Готова ли рукопись к изданию? Думаю, мы с вами, так же как и мой агент, так не считаем. Не знаю, как работает у вас служба проверки фактов, но вряд ли какая-либо служба примет на веру большую часть этого текста. Еще во время нашего первого разговора я сказала, что ничем не могу подтвердить изложенную мною историю. Все, чем я располагаю, – это магнитофонные записи разговоров (которые ничего не доказывают) и одна фотография, как кажется, пустого стула. А это означает, что с продажей книги неминуемо возникнут проблемы. Мне известно, что вы категорически против переделки работы в фантастическую повесть (мой агент уже объяснил мне, что подобная переделка повлекла бы за собой изменение условий договора и существенное увеличение суммы аванса), но лично я не вижу других вариантов. Разумеется, вы лучше меня посвящены в таинства издательского дела, а потому я полностью полагаюсь на ваше мнение. Возможно, когда вы прочтете мою черновую рукопись, нам придется пересмотреть наш договор.
Пять пояснений, касающихся рукописи.
1. После второго, июньского, телефонного разговора с адвокатом фирмы «Скрибнер» я решила вместо имени или инициалов моего пациента использовать псевдоним Игрек. Теперь я понимаю, почему использование вымышленного имени создает новые проблемы. Поначалу я обозначала действующее лицо буквами (В, затем К и потом М), но мой агент объяснил, что конкретные буквы могут вызвать недоразумения. Я по-прежнему готова выслушать вашу точку зрения на данную проблему, полагая, что она у вас имеется.
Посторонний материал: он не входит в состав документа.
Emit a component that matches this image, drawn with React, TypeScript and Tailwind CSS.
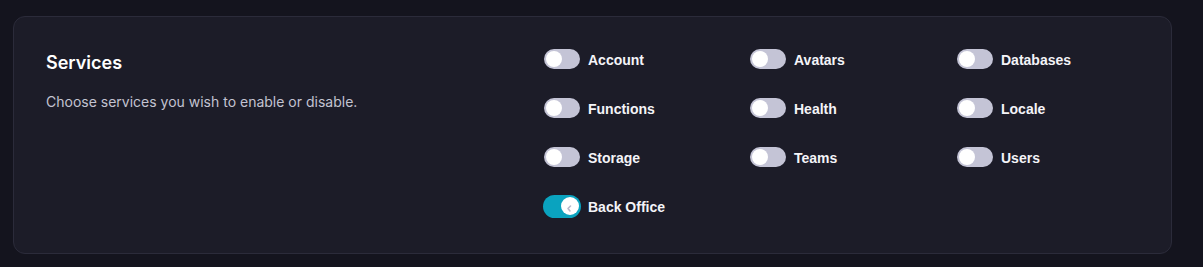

2. На первых моих занятиях с Игреком (и особенно когда мы общались только по телефону) я не вела подробных записей. Просто не видела в этом необходимости, в то время его случай не казался мне необычным. Я лишь делала, как это принято, краткие записи о содержании каждой беседы с Игреком, чтобы учитывать их в начале очередного сеанса. Эти записи я делала в форме коротких сообщений по электронной почте, которые отправляла на свой же электронный адрес, поэтому прошу прощения за некоторую бессвязность и неполноту суждений (я исправила только орфографические ошибки и расшифровала сокращения, оставив нетронутыми стиль и содержание разговоров). Разумеется, тогда мне и в голову не приходило, насколько невероятным окажется этот случай. Теперь я понимаю, что мне следовало задавать ему более основательные, конкретные вопросы о том, что происходило с ним на самом деле, но – заметьте – я не вела допроса! В мои намерения входила лишь помощь пациенту, поэтому право вести разговор я полностью предоставляла ему. И как же нам с этим быть? Я решила (во всяком случае, на данный момент) распечатать и передать на ваше усмотрение эти шесть электронных писем, адресованных мною самой себе. Они составляют первую часть моей рукописи под названием «Беседы по телефону». Изложить ли их обычной прозой или лучше полностью исключить? Эта часть трудновата для чтения, и не все там понятно, но, как мне кажется, в ней много важных подробностей.